* _Directions_
Tally the lines holding "React" and state only that figure.

──────── Source data

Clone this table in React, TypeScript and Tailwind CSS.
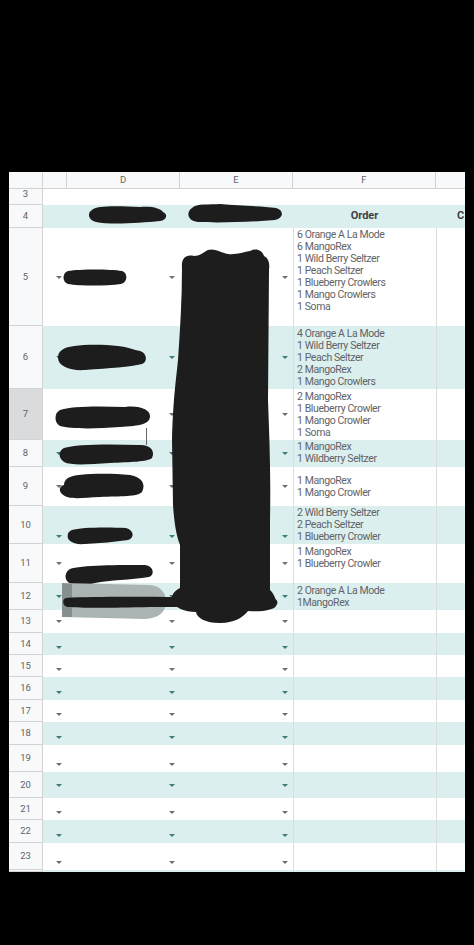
import React from 'react'

type Row = {
  n: number
  h: string
  band: boolean
  lines?: string[]
  text?: string
  caret?: 'center' | 'bottom'
  selected?: boolean
  header?: boolean
}

const rows: Row[] = [
  { n: 3, h: 'h-[16px]', band: false },
  { n: 4, h: 'h-[23px]', band: true, header: true },
  {
    n: 5,
    h: 'h-[98px]',
    band: false,
    caret: 'center',
    text: 'pt-[1px]',
    lines: [
      '6 Orange A La Mode',
      '6 MangoRex',
      '1 Wild Berry Seltzer',
      '1 Peach Seltzer',
      '1 Blueberry Crowlers',
      '1 Mango Crowlers',
      '1 Soma',
    ],
  },
  {
    n: 6,
    h: 'h-[63px]',
    band: true,
    caret: 'center',
    text: 'pt-[2px]',
    lines: ['4 Orange A La Mode', '1 Wild Berry Seltzer', '1 Peach Seltzer', '2 MangoRex', '1 Mango Crowlers'],
  },
  {
    n: 7,
    h: 'h-[51px]',
    band: false,
    caret: 'center',
    selected: true,
    text: 'pt-[2px]',
    lines: ['2 MangoRex', '1 Blueberry Crowler', '1 Mango Crowler', '1 Soma'],
  },
  { n: 8, h: 'h-[27px]', band: true, caret: 'center', text: 'pt-[1px]', lines: ['1 MangoRex', '1 Wildberry Seltzer'] },
  { n: 9, h: 'h-[39px]', band: false, caret: 'center', text: 'justify-center', lines: ['1 MangoRex', '1 Mango Crowler'] },
  {
    n: 10,
    h: 'h-[38px]',
    band: true,
    caret: 'bottom',
    text: 'pt-[1px]',
    lines: ['2 Wild Berry Seltzer', '2 Peach Seltzer', '1 Blueberry Crowler'],
  },
  { n: 11, h: 'h-[39px]', band: false, caret: 'center', text: 'pt-[2px]', lines: ['1 MangoRex', '1 Blueberry Crowler'] },
  { n: 12, h: 'h-[27px]', band: true, caret: 'center', text: 'pt-[2px]', lines: ['2 Orange A La Mode', '1MangoRex'] },
  { n: 13, h: 'h-[23px]', band: false, caret: 'center' },
  { n: 14, h: 'h-[22px]', band: true, caret: 'bottom' },
  { n: 15, h: 'h-[22px]', band: false, caret: 'bottom' },
  { n: 16, h: 'h-[23px]', band: true, caret: 'bottom' },
  { n: 17, h: 'h-[22px]', band: false, caret: 'bottom' },
  { n: 18, h: 'h-[23px]', band: true, caret: 'bottom' },
  { n: 19, h: 'h-[27px]', band: false, caret: 'bottom' },
  { n: 20, h: 'h-[26px]', band: true, caret: 'center' },
  { n: 21, h: 'h-[22px]', band: false, caret: 'bottom' },
  { n: 22, h: 'h-[23px]', band: true, caret: 'bottom' },
  { n: 23, h: 'h-[27px]', band: false, caret: 'bottom' },
  { n: 24, h: 'h-[2px]', band: true },
]

function Caret({ teal }: { teal: boolean }) {
  return (
    <svg width="6" height="3" viewBox="0 0 6 3" className="block">
      <path d="M0 0h6L3 3z" fill={teal ? '#3f7b7b' : '#6f6f6f'} />
    </svg>
  )
}

function DropCell({ w, row }: { w: string; row: Row }) {
  const align = row.caret === 'bottom' ? 'items-end pb-[6px]' : 'items-center'
  return (
    <div className={`${w} h-full flex justify-end pr-[5px] ${align}`}>
      {row.caret && <Caret teal={row.band} />}
    </div>
  )
}

function SheetRow({ row }: { row: Row }) {
  const bg = row.band ? 'bg-[#dcefef]' : 'bg-white'
  const head = row.selected ? 'bg-[#dadbdc]' : 'bg-[#f8f9fa]'
  const line = row.n >= 5 ? 'border-l border-[#dcdcdc]' : ''

  return (
    <div className={`flex ${row.h} overflow-hidden`}>
      <div
        className={`w-[34px] shrink-0 border-r border-b border-[#d3d3d3] ${head} flex justify-center ${
          row.n === 3 ? 'items-start' : 'items-center'
        } text-[9.5px] leading-[10px] text-[#5f6368]`}
      >
        {row.n < 24 && row.n}
      </div>
      <div className={`flex flex-1 ${bg}`}>
        {row.header ? (
          <>
            <div className="w-[24px]" />
            <div className="w-[113px]" />
            <div className="w-[113px]" />
            <div className="w-[143px] flex items-center justify-center text-[11px] font-bold text-[#3c4043]">
              Order
            </div>
            <div className="w-[28px] flex items-center pl-[21px] text-[11px] font-bold text-[#3c4043] whitespace-nowrap overflow-hidden">
              Co
            </div>
          </>
        ) : (
          <>
            <DropCell w="w-[24px]" row={row} />
            <DropCell w="w-[113px]" row={row} />
            <DropCell w="w-[113px]" row={row} />
            <div
              className={`w-[143px] h-full flex flex-col ${row.text ?? ''} pl-[3px] ${line} text-[10.5px] leading-[12px] tracking-[-0.4px] text-[#5f6368] whitespace-nowrap`}
            >
              {row.lines?.map((l) => (
                <div key={l}>{l}</div>
              ))}
            </div>
            <div className={`w-[28px] h-full ${line}`} />
          </>
        )}
      </div>
    </div>
  )
}

function Redactions() {
  return (
    <svg className="absolute inset-0 pointer-events-none" width="474" height="945" viewBox="0 0 474 945">
      <g fill="#1d1d1d">
        <path d="M92,210 C96,205 120,206 140,207 C152,206 160,208 163,212 C168,214 167,220 160,221 C140,223 110,225 96,222 C88,220 87,213 92,210 Z" />
        <path d="M192,208 C196,203 210,205 220,204 C240,206 262,206 276,208 C284,210 284,218 275,220 C250,222 220,223 198,222 C187,221 186,212 192,208 Z" />
        <path d="M68,271 C80,269 110,269 122,271 C128,273 128,282 121,284 C105,286 80,286 68,284 C62,282 62,273 68,271 Z" />
        <path d="M62,350 C68,344 100,344 118,346 C128,347 134,350 140,351 C147,353 148,362 142,364 C130,367 110,368 85,370 C70,371 58,366 58,358 C58,354 59,352 62,350 Z" />
        <path d="M60,410 C70,406 100,406 125,407 C140,405 150,410 150,416 C150,424 140,426 120,427 C95,429 70,429 60,426 C54,423 54,413 60,410 Z" />
        <path d="M64,448 C75,444 110,444 140,445 C152,445 155,452 152,458 C148,462 130,462 110,463 C90,464 72,466 64,462 C58,458 58,451 64,448 Z" />
        <path d="M68,478 C75,473 110,473 130,475 C142,477 146,484 142,492 C138,497 120,496 100,497 C80,498 68,500 62,494 C58,490 60,486 64,485 C64,482 65,480 68,478 Z" />
        <path d="M72,530 C80,527 110,527 126,528 C134,530 135,538 128,540 C115,542 100,543 85,544 C72,545 66,540 68,534 C68,532 70,531 72,530 Z" />
        <path d="M70,569 C80,565 120,565 145,565 C154,566 155,575 149,577 C130,580 110,580 95,583 C85,586 72,587 68,582 C64,578 65,572 70,569 Z" />
      </g>
      <path d="M146.5,428 L146.5,445" stroke="#666" strokeWidth="1" />
      <path d="M62,583 L150,585 C162,586 167,595 166,603 C165,613 158,618 145,619 L62,617 Z" fill="#aab4b2" />
      <path d="M62,583 L72,584 L72,617 L62,617 Z" fill="#86918f" />
      <path
        fill="#1d1d1d"
        d="M182,268 C181,258 186,254 194,256 C200,256 204,252 208,250 C214,248 220,252 228,254 C236,255 244,252 250,251 C256,248 262,250 264,256 C268,258 270,262 269,270 L268,400 C269,430 271,470 270,520 L270,590 C274,594 277,600 276,606 C274,610 262,612 248,611 C244,616 236,623 220,623 C205,623 197,618 196,612 C185,612 174,608 172,600 C171,594 176,590 180,588 L180,545 C176,535 174,520 173,505 L172,440 C173,400 176,380 178,360 C180,330 182,300 182,268 Z"
      />
      <path
        fill="#1d1d1d"
        d="M66,598 C100,596 180,597 230,598 L275,599 C279,601 278,606 273,607 L150,607 C110,608 80,608 68,607 C62,606 62,599 66,598 Z"
      />
    </svg>
  )
}

export default function App() {
  return (
    <div className="relative w-[474px] h-[945px] bg-black overflow-hidden" style={{ fontFamily: 'Roboto, "Liberation Sans", sans-serif' }}>
      <div className="pt-[172px] pl-[9px]">
        <div className="w-[456px] h-[700px] bg-white overflow-hidden">
          {/* column letters */}
          <div className="flex h-[17px] bg-[#f8f9fa] border-b border-[#d3d3d3] text-[9.5px] text-[#5f6368]">
            <div className="w-[34px] border-r border-[#d3d3d3]" />
            <div className="w-[24px] border-r border-[#d3d3d3]" />
            <div className="w-[113px] border-r border-[#d3d3d3] flex items-center justify-center">D</div>
            <div className="w-[113px] border-r border-[#d3d3d3] flex items-center justify-center">E</div>
            <div className="w-[143px] border-r border-[#d3d3d3] flex items-center justify-center">F</div>
            <div className="w-[29px]" />
          </div>
          {rows.map((r) => (
            <SheetRow key={r.n} row={r} />
          ))}
        </div>
      </div>
      <Redactions />
    </div>
  )
}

────────────────

* _Exercise solution_
2